# Start of AVAILABLE DATA

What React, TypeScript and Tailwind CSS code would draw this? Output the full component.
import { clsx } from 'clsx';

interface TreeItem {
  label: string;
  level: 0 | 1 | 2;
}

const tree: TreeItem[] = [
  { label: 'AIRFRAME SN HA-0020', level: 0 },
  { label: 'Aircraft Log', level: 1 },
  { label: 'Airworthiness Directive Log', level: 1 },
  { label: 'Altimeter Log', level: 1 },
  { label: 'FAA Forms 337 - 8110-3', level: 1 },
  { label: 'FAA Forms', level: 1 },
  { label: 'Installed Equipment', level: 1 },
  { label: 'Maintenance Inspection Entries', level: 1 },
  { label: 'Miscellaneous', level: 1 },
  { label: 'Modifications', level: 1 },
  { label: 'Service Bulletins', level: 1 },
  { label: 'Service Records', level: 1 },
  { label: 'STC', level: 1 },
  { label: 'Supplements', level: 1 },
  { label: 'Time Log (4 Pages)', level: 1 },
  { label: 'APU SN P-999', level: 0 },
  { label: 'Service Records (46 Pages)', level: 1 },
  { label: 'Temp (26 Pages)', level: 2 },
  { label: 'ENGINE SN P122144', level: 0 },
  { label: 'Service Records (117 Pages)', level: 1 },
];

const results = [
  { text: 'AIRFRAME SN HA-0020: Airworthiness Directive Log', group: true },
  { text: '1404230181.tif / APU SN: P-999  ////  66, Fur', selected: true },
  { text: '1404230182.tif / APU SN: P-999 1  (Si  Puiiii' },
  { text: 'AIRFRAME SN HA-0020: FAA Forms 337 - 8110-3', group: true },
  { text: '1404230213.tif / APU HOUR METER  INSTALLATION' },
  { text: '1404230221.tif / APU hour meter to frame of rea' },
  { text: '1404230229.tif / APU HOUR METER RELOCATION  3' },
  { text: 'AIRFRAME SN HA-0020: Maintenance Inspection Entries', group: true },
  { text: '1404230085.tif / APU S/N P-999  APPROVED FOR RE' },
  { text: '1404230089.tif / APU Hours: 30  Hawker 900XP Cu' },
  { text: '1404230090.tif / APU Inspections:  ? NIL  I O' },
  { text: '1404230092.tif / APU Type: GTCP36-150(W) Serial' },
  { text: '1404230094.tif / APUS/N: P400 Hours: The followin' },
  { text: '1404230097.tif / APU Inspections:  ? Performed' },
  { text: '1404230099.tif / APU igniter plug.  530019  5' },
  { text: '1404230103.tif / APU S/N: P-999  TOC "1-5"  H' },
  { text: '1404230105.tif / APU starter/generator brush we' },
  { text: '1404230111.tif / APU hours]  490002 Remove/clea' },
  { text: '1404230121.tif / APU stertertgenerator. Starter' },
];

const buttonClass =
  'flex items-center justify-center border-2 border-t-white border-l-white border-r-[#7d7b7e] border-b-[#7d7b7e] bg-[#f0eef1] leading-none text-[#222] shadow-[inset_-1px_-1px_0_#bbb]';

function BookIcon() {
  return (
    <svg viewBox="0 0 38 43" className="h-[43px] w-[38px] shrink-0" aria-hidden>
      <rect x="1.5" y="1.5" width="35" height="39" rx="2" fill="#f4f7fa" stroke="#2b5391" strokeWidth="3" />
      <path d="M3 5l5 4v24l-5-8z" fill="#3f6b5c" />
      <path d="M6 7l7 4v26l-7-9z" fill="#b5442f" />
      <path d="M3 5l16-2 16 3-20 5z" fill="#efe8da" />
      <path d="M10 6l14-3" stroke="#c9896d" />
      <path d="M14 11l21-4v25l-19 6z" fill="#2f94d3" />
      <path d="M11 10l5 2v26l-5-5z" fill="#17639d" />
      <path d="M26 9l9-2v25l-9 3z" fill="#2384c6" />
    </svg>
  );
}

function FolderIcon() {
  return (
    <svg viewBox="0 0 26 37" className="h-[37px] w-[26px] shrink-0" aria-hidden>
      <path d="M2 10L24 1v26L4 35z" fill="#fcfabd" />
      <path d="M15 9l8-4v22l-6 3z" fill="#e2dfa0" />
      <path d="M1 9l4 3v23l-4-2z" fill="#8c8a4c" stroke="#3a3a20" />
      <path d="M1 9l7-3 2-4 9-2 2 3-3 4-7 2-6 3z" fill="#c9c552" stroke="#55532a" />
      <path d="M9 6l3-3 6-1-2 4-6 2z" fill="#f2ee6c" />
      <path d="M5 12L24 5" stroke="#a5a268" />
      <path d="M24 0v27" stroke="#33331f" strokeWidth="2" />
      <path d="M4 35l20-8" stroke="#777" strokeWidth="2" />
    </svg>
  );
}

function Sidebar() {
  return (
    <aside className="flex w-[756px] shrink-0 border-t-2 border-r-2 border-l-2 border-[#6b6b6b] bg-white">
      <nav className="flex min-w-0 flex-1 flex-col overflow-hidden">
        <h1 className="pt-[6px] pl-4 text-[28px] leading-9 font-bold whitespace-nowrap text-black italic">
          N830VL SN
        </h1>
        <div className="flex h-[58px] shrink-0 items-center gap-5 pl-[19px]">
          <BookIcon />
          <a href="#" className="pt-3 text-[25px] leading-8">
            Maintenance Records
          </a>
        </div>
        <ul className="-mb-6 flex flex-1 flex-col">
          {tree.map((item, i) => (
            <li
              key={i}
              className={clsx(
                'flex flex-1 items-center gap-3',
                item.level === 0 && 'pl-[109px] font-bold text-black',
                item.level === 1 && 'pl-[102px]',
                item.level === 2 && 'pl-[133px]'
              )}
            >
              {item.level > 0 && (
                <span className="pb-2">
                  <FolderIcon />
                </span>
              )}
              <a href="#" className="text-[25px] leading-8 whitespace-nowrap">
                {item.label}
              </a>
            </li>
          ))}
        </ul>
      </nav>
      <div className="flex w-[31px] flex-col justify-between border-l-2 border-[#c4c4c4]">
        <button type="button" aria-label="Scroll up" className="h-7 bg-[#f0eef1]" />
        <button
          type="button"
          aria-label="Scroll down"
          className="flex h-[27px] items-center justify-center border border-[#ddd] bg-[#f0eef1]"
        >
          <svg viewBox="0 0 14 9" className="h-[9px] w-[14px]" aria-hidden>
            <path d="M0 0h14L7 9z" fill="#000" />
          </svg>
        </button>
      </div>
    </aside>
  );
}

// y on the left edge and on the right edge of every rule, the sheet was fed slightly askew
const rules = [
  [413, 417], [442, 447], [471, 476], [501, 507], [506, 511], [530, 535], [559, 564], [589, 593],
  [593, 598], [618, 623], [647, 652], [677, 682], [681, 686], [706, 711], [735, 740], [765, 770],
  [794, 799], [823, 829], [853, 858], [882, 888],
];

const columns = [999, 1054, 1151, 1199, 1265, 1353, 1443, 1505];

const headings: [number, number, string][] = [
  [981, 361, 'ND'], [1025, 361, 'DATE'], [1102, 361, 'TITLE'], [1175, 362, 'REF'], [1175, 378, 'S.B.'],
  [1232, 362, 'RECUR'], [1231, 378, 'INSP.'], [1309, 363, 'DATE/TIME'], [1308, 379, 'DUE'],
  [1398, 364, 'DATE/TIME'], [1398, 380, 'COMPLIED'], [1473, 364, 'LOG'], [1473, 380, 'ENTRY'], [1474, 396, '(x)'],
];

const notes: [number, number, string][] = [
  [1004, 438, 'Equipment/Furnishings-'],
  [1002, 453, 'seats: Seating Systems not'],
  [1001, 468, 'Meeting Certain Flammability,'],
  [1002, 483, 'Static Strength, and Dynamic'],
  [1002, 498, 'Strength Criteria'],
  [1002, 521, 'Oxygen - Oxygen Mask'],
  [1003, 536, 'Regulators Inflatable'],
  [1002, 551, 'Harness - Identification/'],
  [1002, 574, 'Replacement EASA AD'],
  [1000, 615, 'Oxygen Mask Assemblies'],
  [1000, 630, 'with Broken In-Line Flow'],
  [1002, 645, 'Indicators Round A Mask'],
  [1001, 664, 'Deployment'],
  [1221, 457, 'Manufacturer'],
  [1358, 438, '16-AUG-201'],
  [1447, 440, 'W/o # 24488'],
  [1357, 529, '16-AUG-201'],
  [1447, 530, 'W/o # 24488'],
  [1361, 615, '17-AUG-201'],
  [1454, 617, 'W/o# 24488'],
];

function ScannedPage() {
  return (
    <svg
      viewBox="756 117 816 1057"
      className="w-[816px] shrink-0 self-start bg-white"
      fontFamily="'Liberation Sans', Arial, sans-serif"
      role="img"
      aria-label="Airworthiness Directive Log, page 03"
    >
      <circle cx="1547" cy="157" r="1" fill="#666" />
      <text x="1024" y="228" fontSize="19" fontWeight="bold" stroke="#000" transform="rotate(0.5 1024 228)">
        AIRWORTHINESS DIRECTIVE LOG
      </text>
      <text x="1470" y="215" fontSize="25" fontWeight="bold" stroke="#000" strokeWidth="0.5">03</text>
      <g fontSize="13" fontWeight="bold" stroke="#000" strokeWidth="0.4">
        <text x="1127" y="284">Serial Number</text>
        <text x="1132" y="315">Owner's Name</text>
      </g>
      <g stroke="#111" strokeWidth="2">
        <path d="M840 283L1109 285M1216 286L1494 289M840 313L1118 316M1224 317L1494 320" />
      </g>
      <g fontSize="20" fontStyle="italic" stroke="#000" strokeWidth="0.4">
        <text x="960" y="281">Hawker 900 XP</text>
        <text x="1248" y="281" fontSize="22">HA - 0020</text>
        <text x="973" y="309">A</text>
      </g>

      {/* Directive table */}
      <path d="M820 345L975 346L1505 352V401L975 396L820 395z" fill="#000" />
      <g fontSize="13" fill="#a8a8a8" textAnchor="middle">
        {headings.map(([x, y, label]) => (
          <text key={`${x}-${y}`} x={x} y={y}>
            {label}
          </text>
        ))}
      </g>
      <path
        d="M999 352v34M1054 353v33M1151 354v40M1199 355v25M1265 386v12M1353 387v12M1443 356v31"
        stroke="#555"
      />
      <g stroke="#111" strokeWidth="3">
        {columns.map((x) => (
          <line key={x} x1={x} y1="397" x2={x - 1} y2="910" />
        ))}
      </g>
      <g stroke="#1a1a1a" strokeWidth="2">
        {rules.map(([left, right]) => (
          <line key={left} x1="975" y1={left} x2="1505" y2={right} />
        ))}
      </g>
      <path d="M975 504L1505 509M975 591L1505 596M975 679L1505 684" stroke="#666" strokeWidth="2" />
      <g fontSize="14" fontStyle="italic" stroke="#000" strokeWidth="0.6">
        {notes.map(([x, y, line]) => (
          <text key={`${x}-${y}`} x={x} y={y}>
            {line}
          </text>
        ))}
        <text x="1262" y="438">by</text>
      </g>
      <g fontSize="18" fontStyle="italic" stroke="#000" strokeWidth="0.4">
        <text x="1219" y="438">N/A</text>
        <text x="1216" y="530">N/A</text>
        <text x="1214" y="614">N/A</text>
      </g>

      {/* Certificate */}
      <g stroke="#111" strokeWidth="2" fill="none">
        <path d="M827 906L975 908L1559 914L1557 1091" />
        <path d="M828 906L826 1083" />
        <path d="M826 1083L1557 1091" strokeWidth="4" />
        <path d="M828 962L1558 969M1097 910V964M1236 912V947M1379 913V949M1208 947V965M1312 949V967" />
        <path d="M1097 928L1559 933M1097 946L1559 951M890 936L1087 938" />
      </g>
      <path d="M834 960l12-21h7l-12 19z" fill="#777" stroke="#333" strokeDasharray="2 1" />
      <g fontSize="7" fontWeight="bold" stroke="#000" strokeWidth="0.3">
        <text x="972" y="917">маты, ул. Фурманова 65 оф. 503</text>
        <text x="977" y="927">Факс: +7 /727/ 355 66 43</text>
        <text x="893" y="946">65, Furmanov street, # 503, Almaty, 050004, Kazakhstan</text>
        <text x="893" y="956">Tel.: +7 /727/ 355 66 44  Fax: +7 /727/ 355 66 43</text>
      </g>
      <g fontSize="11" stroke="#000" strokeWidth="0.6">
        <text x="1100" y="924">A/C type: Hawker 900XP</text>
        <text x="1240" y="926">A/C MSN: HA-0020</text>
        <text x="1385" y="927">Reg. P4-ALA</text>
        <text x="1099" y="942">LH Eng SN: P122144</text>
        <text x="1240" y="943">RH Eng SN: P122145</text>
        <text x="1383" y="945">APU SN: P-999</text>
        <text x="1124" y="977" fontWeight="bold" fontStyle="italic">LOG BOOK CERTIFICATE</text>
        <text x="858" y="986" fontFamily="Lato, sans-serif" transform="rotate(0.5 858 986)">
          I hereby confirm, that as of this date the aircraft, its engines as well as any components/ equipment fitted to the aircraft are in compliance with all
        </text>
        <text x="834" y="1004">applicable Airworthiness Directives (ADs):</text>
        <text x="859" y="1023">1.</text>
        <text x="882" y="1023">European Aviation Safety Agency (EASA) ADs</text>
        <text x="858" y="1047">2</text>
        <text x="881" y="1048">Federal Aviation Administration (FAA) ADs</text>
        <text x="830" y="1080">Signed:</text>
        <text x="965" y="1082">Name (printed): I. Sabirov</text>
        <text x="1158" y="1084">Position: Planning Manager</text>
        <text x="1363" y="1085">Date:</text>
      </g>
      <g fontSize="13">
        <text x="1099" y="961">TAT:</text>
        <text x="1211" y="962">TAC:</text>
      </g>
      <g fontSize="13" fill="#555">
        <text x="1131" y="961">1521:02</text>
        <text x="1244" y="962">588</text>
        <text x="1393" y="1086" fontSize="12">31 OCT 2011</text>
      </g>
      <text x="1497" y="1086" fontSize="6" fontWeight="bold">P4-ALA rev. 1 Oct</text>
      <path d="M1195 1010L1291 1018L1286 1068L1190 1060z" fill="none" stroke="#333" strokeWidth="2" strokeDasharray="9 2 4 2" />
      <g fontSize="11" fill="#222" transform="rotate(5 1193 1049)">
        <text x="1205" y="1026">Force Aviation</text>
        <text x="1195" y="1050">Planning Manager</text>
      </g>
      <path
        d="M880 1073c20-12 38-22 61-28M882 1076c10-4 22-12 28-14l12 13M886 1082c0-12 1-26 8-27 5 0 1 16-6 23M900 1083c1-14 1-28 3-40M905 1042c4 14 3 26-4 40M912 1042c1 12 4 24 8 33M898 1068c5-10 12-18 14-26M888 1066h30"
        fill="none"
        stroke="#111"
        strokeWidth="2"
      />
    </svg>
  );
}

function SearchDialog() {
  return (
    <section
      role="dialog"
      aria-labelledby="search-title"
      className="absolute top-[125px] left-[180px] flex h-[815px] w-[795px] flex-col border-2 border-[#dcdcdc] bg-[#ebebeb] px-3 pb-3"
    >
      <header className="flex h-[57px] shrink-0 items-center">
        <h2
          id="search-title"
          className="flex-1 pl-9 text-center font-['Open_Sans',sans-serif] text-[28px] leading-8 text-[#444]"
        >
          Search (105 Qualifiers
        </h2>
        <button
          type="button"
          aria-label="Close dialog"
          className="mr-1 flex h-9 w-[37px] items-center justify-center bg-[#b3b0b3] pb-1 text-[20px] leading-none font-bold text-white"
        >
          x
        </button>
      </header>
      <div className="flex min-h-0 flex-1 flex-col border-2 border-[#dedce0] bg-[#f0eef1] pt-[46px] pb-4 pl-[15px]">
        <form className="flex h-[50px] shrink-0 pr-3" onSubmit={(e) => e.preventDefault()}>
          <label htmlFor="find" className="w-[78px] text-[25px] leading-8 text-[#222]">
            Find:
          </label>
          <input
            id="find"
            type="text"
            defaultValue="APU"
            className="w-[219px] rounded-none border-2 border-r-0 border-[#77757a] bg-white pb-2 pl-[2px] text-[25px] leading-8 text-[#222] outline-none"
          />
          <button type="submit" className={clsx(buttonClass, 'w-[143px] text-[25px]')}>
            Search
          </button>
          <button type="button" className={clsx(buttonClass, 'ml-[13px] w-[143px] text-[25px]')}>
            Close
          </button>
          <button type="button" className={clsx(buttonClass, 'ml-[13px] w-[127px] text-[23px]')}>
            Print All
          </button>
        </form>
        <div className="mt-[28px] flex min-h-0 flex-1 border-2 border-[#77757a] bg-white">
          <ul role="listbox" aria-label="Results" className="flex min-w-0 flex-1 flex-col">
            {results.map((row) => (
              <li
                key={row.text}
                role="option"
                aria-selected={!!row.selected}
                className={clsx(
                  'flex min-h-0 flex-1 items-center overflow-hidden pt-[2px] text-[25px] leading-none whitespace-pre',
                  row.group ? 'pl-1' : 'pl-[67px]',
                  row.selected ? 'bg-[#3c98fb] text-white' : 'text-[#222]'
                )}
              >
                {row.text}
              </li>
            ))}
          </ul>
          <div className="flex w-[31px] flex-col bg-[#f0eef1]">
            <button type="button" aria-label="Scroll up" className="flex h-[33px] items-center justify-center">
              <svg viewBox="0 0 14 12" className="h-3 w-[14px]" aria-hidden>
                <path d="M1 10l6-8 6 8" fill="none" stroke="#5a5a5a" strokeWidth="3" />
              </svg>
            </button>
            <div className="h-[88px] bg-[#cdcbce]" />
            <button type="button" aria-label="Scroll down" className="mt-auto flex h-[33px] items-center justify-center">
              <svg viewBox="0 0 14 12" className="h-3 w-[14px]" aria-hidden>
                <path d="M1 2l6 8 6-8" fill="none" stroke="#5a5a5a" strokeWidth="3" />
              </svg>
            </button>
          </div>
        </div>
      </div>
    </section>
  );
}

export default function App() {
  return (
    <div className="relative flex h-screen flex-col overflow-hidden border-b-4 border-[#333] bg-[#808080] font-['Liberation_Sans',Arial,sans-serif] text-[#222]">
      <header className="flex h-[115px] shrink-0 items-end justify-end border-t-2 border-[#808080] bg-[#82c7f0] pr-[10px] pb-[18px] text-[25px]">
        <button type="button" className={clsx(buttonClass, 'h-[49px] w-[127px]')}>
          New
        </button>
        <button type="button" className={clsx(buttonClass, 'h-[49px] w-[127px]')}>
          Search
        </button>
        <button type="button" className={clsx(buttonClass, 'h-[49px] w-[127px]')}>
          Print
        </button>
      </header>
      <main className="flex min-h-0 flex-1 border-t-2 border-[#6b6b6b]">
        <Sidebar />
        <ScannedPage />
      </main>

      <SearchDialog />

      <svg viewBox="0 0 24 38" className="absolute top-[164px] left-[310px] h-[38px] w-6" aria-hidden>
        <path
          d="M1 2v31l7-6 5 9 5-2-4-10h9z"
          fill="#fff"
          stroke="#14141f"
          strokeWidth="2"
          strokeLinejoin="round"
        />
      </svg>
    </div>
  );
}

# End of AVAILABLE DATA

- [WRITTEN EXERCISE]: Gather each line from the listing above that holds "this".

- [FINAL RESULT]:
What React, TypeScript and Tailwind CSS code would draw this? Output the full component.
          I hereby confirm, that as of this date the aircraft, its engines as well as any components/ equipment fitted to the aircraft are in compliance with all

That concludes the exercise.